Case ID: minn_151/html/0310-01.html
Source: Caselaw Access Project
Author: {"author": "Taylor, C.", "license": "Public Domain", "url": "https://static.case.law/"}
Date Created: 2024-08-24T03:29:51.129683

IN THE MATTER OF THE REPAIR, MODIFICATION AND EXTENSION OF JUDICIAL DITCH NO. 18 OF JACKSON COUNTY. MARTIN LEE AND OTHERS v.
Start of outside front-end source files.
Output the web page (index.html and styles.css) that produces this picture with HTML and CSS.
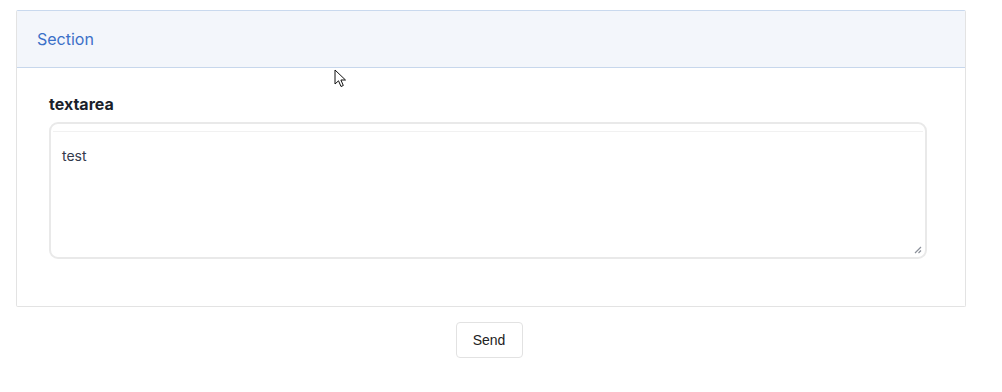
FILE: index.html
```html
<!DOCTYPE html>
<html>
<head>
<meta charset="utf-8">
<link rel="stylesheet" href="styles.css">
</head>
<body>
<div class="page">
  <section class="card">
    <header class="card-head">Section</header>
    <div class="card-body">
      <label class="field-label">textarea</label>
      <div class="ta">
        <div class="ta-bar"></div>
        <div class="ta-text">test</div>
        <svg class="grip" width="8" height="8" viewBox="0 0 8 8"><path d="M7 1L1 7M7 4.5L4.5 7" stroke="#8a8f99" stroke-width="1.2" fill="none"/></svg>
      </div>
    </div>
  </section>
  <div class="actions"><button class="btn">Send</button></div>
</div>
<svg class="cursor" width="14" height="20" viewBox="0 0 14 20"><path d="M1 1 L1 15 L4.5 11.8 L7 17.5 L9.3 16.5 L6.9 11 L11.5 11 Z" fill="#fff" stroke="#111" stroke-width="1" stroke-linejoin="round"/></svg>
</body>
</html>
```
FILE: styles.css
```css
html, body { margin: 0; padding: 0; background: #fff; }
body { font-family: Inter, "Noto Sans", sans-serif; position: relative; }
.page { padding: 10px 36px 0 16px; }
.card {
  border: 1px solid #e3e3e3;
  border-top-color: #c9d9ee;
  border-radius: 2px;
  width: 948px;
}
.card-head {
  background: #f3f6fb;
  height: 56px;
  border-bottom: 1px solid #c7d7ec;
  padding-left: 20px;
  display: flex;
  align-items: center;
  color: #3b70c8;
  font-size: 16px;
}
.card-body { padding: 26px 38px 47px 32px; }
.field-label {
  display: block;
  font-weight: 700;
  font-size: 16px;
  color: #1a1f2b;
  line-height: 20px;
  margin-bottom: 8px;
}
.ta {
  position: relative;
  height: 133px;
  border: 2px solid #e9e9e9;
  border-radius: 9px;
}
.ta-bar { height: 7px; border-bottom: 1px solid #f1f1f1; margin: 0 2px; }
.ta-text {
  padding: 15px 0 0 11px;
  font-size: 14px;
  color: #333a4d;
  line-height: 18px;
}
.grip { position: absolute; right: 3px; bottom: 3px; }
.actions { display: flex; justify-content: center; width: 950px; padding-top: 15px; }
.btn {
  font-family: "Liberation Sans", Arial, sans-serif;
  font-size: 14px;
  color: #222;
  background: #fff;
  border: 1px solid #e2e2e2;
  border-radius: 4px;
  width: 67px;
  height: 36px;
  padding: 0;
  margin-left: -4px;
}
.cursor { position: absolute; left: 334px; top: 69px; }
```
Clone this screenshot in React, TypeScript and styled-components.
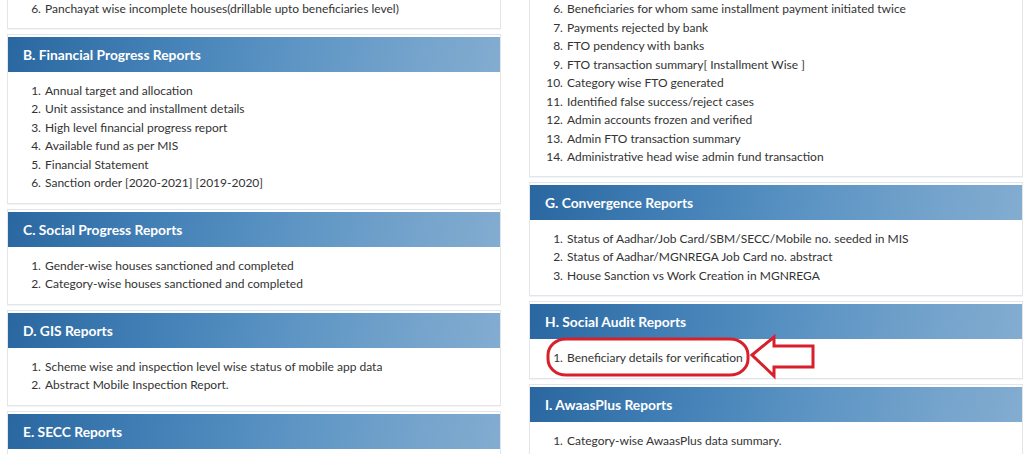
import React from "react";
import styled, { createGlobalStyle } from "styled-components";

const Global = createGlobalStyle`
  html, body { margin: 0; padding: 0; background: #ffffff; }
  body { font-family: Lato, "Open Sans", "Liberation Sans", sans-serif; color: #333; overflow: hidden; }
`;

const Page = styled.div`
  display: grid;
  grid-template-columns: 494px 494px;
  column-gap: 28px;
  padding-left: 7px;
  height: 454px;
  overflow: hidden;
  align-items: start;
`;

const Column = styled.div`
  display: flex;
  flex-direction: column;
  gap: 5px;
`;

const Panel = styled.section<{ $cut?: boolean }>`
  background: #fff;
  border: 1px solid #e2e5ea;
  border-top: ${(p) => (p.$cut ? "none" : "1px solid #e2e5ea")};
  padding-top: ${(p) => (p.$cut ? "0" : "2px")};
  box-shadow: 0 1px 1px rgba(0, 0, 0, 0.04);
`;

const Header = styled.h3`
  margin: 0;
  height: 35px;
  display: flex;
  align-items: center;
  padding-left: 15px;
  font-size: 13.8px;
  font-weight: 700;
  color: #fff;
  background: linear-gradient(100deg, #2a67a0 0%, #3e7cb3 25%, #5a93c3 55%, #72a2cb 80%, #83acd0 100%);
`;

const Body = styled.div<{ $cut?: boolean }>`
  position: relative;
  padding: ${(p) => (p.$cut ? "0 0 9px" : "10px 0 10px")};
`;

const List = styled.ol`
  margin: 0;
  padding-left: 36px;
  font-size: 12px;
  line-height: 18.5px;
  color: #333;
`;

const Item = styled.li`
  padding-left: 1px;
`;

const Mark = styled.svg`
  position: absolute;
  left: 0;
  top: 0;
  overflow: visible;
  pointer-events: none;
`;

type Sec = { title?: string; start?: number; items: string[]; cut?: boolean; mark?: boolean };

const left: Sec[] = [
  { cut: true, start: 6, items: ["Panchayat wise incomplete houses(drillable upto beneficiaries level)"] },
  {
    title: "B. Financial Progress Reports",
    items: [
      "Annual target and allocation",
      "Unit assistance and installment details",
      "High level financial progress report",
      "Available fund as per MIS",
      "Financial Statement",
      "Sanction order [2020-2021] [2019-2020]",
    ],
  },
  {
    title: "C. Social Progress Reports",
    items: ["Gender-wise houses sanctioned and completed", "Category-wise houses sanctioned and completed"],
  },
  {
    title: "D. GIS Reports",
    items: ["Scheme wise and inspection level wise status of mobile app data", "Abstract Mobile Inspection Report."],
  },
  { title: "E. SECC Reports", items: [] },
];

const right: Sec[] = [
  {
    cut: true,
    start: 6,
    items: [
      "Beneficiaries for whom same installment payment initiated twice",
      "Payments rejected by bank",
      "FTO pendency with banks",
      "FTO transaction summary[ Installment Wise ]",
      "Category wise FTO generated",
      "Identified false success/reject cases",
      "Admin accounts frozen and verified",
      "Admin FTO transaction summary",
      "Administrative head wise admin fund transaction",
    ],
  },
  {
    title: "G. Convergence Reports",
    items: [
      "Status of Aadhar/Job Card/SBM/SECC/Mobile no. seeded in MIS",
      "Status of Aadhar/MGNREGA Job Card no. abstract",
      "House Sanction vs Work Creation in MGNREGA",
    ],
  },
  { title: "H. Social Audit Reports", items: ["Beneficiary details for verification"], mark: true },
  { title: "I. AwaasPlus Reports", items: ["Category-wise AwaasPlus data summary."] },
];

const Annotation = () => (
  <Mark width="300" height="60">
    <rect x="18" y="0" width="200" height="36" rx="18" ry="16" fill="none" stroke="#d8202c" strokeWidth="3" />
    <path
      d="M222 16 L244 -2 L244 7 L283 7 L283 28 L244 28 L244 37 Z"
      fill="#fff"
      stroke="#d8202c"
      strokeWidth="3"
      strokeLinejoin="miter"
    />
  </Mark>
);

const Section = ({ s }: { s: Sec }) => (
  <Panel $cut={s.cut}>
    {s.title && <Header>{s.title}</Header>}
    <Body $cut={s.cut}>
      <List start={s.start ?? 1}>
        {s.items.map((t) => (
          <Item key={t}>{t}</Item>
        ))}
      </List>
      {s.mark && <Annotation />}
    </Body>
  </Panel>
);

export default function App() {
  return (
    <>
      <Global />
      <Page>
        <Column>
          {left.map((s, i) => (
            <Section key={i} s={s} />
          ))}
        </Column>
        <Column>
          {right.map((s, i) => (
            <Section key={i} s={s} />
          ))}
        </Column>
      </Page>
    </>
  );
}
COUNTY OF JACKSON.
    
    February 3, 1922.
    No. 22,638.
    Drain — order for enlargement not appealable.
    1. An order of the county board directing the enlargement of a. ditch is not appealable, and, where the board had jurisdiction of the proceeding and power to make an assessment for the cost of the work, such order cannot be attacked on an appeal from the assessment.
    Assessment may be proportioned to benefits — rule under former statute not compulsory.
    2. The assessment for the cost of the work may be apportioned upon the lands benefited thereby in proportion to. such benefits, and the rule stated obiter in In re County Ditch No. 18 of Clay County, 147 Minn. 422, is not compulsory under the present statute.
    From an order of the county board of Jackson county providing-for the repair, modification and extension of Judicial Ditch No. 18,. and assessing benefits to the land of each, Martin Lee and four other-landowners appealed to the district court, where the appeals were heard by Dean, J., and a jury which reassessed the benefits. From orders denying their motions for judgment notwithstanding the verdicts or for new trials, the landowners appealed.
    Affirmed.
    
      F. B* Faber and Allen, Seifert & Allen, for appellants.
    O. Thoreson and E. N. Nicholas, for respondent.
    
      
      Reported in 186 N. W. 713.
    
   Taylor, C.

Judicial Ditch No. 18 of the county of Jackson was constructed pursuant to an order establishing it, made October 3,1912. In July, 1919, five interested landowners initiated proceedings under section 5552 of the General Statutes of 1913, as amended by chapter 300, p. 425, of the Laws of 1915, for the repair, enlargement and extension of the ditch. That these proceedings were regular and that all re-, quirements of the statute were complied with in form, is conceded. They resulted in an order of the board of county commissioners, made August 2,1920, approving and confirming the amended reports of the engineer and of the viewers, and directing “that the proposed repair, modification and extension of said drainage system be established, constructed and done in accordance with the amended report of the engineer and in accordance with the laws of the state of Minnesota applicable thereto,” and that the cost thereof be assessed and levied against the several tracts of land described in the order “in proportion to the amount of benefits estimated to each of said tracts of land.”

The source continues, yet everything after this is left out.